Il pavimento della Tevà e dell’Hekhàl era in lastroni rettangolari di marmo candido. Il tavolone della Tevà, in legno color noce, era affiancato da due reggiséfer doppi in legno, ferro nero, ottone e panno rosso imbottito, affiancati da due portarimmonìm in ferro nero e ottone con basamento in granito bianco. Ai due lati del tavolo della Tevà, due mensole rotonde sorreggevano due lampade fiorentine completate da lampadine, che aggiungevano luce ai quattro grandi lampadari al neon in ferro nero e ottone (ben dodici neon ognuno) che pendevano dal soffitto, uniti da sbarre oblique in ferro nero. Anche sotto il matroneo c’erano lampade circolari al neon nello stesso materiale, incastonate in nicchie rivestite di mosaico in vetro e oro.

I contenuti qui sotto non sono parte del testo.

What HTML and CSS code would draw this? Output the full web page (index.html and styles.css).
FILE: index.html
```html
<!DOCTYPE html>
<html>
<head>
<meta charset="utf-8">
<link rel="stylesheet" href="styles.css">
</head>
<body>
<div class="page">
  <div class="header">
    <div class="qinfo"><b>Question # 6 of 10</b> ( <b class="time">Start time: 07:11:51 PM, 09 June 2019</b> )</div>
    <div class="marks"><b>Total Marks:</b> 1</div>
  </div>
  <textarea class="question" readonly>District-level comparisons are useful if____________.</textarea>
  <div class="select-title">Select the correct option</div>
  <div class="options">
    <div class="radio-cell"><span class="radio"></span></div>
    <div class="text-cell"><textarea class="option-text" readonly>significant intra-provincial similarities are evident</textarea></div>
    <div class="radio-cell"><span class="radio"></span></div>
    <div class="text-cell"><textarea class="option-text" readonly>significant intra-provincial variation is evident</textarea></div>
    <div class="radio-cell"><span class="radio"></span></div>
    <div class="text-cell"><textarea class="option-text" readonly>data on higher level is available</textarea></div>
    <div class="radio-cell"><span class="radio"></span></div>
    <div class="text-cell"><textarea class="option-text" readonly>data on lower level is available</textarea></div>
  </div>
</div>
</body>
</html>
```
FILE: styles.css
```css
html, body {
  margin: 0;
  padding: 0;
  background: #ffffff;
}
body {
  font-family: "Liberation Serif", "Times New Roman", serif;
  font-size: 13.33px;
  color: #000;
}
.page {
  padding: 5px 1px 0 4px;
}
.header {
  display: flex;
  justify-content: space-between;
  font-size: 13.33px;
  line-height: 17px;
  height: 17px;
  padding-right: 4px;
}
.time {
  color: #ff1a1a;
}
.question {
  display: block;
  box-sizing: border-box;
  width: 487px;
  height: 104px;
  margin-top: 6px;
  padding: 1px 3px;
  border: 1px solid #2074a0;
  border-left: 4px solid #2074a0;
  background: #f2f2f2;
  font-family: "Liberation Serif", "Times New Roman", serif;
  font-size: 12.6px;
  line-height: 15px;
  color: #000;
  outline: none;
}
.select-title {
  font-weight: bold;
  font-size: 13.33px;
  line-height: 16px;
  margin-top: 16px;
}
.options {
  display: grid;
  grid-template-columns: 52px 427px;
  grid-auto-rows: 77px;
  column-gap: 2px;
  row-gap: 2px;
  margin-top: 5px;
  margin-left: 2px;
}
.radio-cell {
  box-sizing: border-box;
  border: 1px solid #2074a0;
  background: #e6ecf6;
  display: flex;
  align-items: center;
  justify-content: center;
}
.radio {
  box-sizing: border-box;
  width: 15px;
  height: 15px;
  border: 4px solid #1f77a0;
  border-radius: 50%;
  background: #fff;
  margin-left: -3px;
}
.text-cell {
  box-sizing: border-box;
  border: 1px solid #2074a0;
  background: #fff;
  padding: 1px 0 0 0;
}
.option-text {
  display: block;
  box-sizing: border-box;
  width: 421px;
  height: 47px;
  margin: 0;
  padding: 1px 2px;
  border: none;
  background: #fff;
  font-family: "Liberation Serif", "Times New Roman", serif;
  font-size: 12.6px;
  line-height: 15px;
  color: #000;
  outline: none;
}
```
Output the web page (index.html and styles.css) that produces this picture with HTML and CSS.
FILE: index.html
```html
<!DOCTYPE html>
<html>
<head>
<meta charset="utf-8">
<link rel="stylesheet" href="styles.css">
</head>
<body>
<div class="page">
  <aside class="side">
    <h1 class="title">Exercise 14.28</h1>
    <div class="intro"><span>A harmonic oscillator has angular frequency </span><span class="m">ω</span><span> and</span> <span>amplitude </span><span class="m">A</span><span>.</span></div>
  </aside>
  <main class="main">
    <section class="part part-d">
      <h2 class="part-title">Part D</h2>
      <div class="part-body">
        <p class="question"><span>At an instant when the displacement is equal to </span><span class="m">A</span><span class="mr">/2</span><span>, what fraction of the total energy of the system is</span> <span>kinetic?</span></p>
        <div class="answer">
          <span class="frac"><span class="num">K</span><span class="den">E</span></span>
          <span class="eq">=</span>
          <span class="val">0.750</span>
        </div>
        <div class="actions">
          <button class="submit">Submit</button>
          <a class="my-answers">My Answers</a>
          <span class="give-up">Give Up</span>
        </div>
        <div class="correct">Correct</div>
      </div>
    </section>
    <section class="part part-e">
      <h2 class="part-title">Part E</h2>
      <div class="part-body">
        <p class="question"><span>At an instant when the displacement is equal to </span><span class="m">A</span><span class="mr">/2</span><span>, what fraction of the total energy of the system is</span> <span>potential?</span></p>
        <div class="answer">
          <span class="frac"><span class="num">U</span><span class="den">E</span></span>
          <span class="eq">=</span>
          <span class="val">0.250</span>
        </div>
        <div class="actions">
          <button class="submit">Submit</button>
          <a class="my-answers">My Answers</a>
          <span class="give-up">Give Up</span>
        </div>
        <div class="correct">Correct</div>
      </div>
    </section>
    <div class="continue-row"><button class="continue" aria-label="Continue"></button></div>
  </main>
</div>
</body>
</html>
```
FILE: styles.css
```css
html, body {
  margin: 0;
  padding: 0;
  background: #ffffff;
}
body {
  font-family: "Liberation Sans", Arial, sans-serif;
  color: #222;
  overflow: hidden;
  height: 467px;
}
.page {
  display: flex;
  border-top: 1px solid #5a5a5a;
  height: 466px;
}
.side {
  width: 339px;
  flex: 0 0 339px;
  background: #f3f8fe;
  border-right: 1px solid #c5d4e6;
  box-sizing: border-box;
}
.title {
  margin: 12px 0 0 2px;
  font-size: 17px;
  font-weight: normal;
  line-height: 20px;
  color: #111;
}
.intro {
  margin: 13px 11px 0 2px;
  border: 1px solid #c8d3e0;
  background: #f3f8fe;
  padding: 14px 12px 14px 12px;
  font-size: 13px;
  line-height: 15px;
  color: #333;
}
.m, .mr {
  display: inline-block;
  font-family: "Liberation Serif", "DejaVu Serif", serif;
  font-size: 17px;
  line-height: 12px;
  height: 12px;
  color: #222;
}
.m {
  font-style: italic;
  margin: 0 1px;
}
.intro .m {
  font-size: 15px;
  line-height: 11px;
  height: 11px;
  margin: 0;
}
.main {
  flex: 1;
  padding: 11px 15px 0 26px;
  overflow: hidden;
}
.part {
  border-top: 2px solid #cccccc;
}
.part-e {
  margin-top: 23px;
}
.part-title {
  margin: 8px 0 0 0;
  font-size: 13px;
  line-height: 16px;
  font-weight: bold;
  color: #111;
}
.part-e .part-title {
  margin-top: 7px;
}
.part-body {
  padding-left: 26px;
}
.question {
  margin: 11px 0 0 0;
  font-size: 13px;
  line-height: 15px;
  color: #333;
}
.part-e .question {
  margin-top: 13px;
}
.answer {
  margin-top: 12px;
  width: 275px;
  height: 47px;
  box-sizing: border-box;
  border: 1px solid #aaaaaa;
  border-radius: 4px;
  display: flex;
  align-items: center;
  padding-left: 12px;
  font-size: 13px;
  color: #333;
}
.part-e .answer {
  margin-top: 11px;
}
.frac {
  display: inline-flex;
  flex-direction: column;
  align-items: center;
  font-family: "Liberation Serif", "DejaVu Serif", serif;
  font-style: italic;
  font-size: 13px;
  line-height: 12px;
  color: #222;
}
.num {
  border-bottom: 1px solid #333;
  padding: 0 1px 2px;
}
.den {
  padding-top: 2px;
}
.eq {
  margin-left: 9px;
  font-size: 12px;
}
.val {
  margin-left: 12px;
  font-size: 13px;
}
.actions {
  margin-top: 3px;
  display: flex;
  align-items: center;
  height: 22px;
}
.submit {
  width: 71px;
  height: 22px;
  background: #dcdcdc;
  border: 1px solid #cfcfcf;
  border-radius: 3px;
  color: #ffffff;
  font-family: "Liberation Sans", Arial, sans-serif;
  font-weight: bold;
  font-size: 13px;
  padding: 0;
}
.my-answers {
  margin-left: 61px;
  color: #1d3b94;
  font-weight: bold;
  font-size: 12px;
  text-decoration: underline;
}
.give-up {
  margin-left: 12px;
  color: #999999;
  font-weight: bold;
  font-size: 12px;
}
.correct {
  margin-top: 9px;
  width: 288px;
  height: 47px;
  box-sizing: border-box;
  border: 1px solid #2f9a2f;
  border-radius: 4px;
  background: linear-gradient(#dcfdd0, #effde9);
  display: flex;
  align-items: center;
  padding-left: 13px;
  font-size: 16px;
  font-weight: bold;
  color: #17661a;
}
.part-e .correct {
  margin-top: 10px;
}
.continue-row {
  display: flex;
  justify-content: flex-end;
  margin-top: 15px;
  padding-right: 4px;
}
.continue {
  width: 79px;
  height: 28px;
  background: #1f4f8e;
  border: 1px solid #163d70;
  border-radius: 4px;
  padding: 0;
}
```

Sul fondo, a nascondere il portone principale c’era una bussola in vetro trasparente, celata da tende beige; generalmente il passaggio vìcentrale della bussola restava chiuso, e si passava dalle porte basculanti laterali. Sull’Hekhàl, a sinistra guardando l’Aròn c’erano due alti troni in legno e panno rosso imbottito, con davanti un banco doppio, mentre dirimpetto, sul lato destro, c’era una fila di tre sedili in legno collegati ad un banco a tre posti. Ai due lati dell’Aròn, sulla parete di fondo, due porticine conducevano rispettivamente all’ufficio rabbinico ed allo spogliatoio dei chazzanìm. Le porte dell’Aròn erano dipinte in oro, e su di esse erano applicati pezzetti rettangolari di legno in verticale ed in orizzontale. Successivamente, siccome l’insieme, visto da lontano, dava l’impressione di una serie di croci, gli elementi orizzontali furono fatti sparire. Il Paròkheth era interno, e solo successivamente fu spostato all’esterno, come pure solo successivamente (direi nel 1956) le lampade fiorentine della Tevà furono sostituite da due alte menoròth argentate moderne, il cui lume centrale era sostituito da un Maghèn Davìd (sono le stesse esistenti tuttora).
A sinistra in alto, sopra la porta d’accesso al matroneo, c’era la gabbia del coro e dell’organo: una struttura in ferro nero e ottone chiusa da tendine veneziane celesti, mentre le canne dell’organo erano su una mensola ad essa parallela, chiusa da un’armadiatura in legno. Inizialmente il coro era misto (uomini e donne), ma molto presto, accogliendo la prima interrogazione di un ebreo ashkenazita religioso, mio nonno lo rese solo maschile.
Nel seminterranto, accanto ad una sala per conferenze e simili, c’era quello che era allora chiamato “il Tempio invernale”, molto meno ricco di quello superiore ma ornato da un bell’Aròn, che era parte di uno splendido Aròn barocco di Pesaro: di questo, l’armadio e la balaustra furono sistemate lì, mentre le colonne che sormontavano la balaustra e la cupola soprastante erano state spedite in Israele, a Netania. All’epoca questi scempi non facevano notizia; ma maggiore fu lo scempio successivo: passato in gestione all’Oratorio Sefardita Orientale nel 1954, negli anni Settanta o Ottanta il Tempio fu ristrutturato, la balaustra sparì non si sa dove, e l’Aròn venne smontato e applicato in orizzontale su un muro di granito scuro, mentre le porte venivano fuse con quelle sottostanti per creare un portale per l’accesso ad un Aròn a stanza, anziché ad armadio!
Al primo piano dell’edificio di via Guastalla c’erano gli uffici della Comunità, ai quali si accedeva da una porta la cui targhetta portava la scritta “AVANTI”, e perciò io chiamavo quei locali “gli uffici dell’AVANTI”, senza sapere che ciò richiamava piuttosto il giornale del Partito Socialista Italiano”.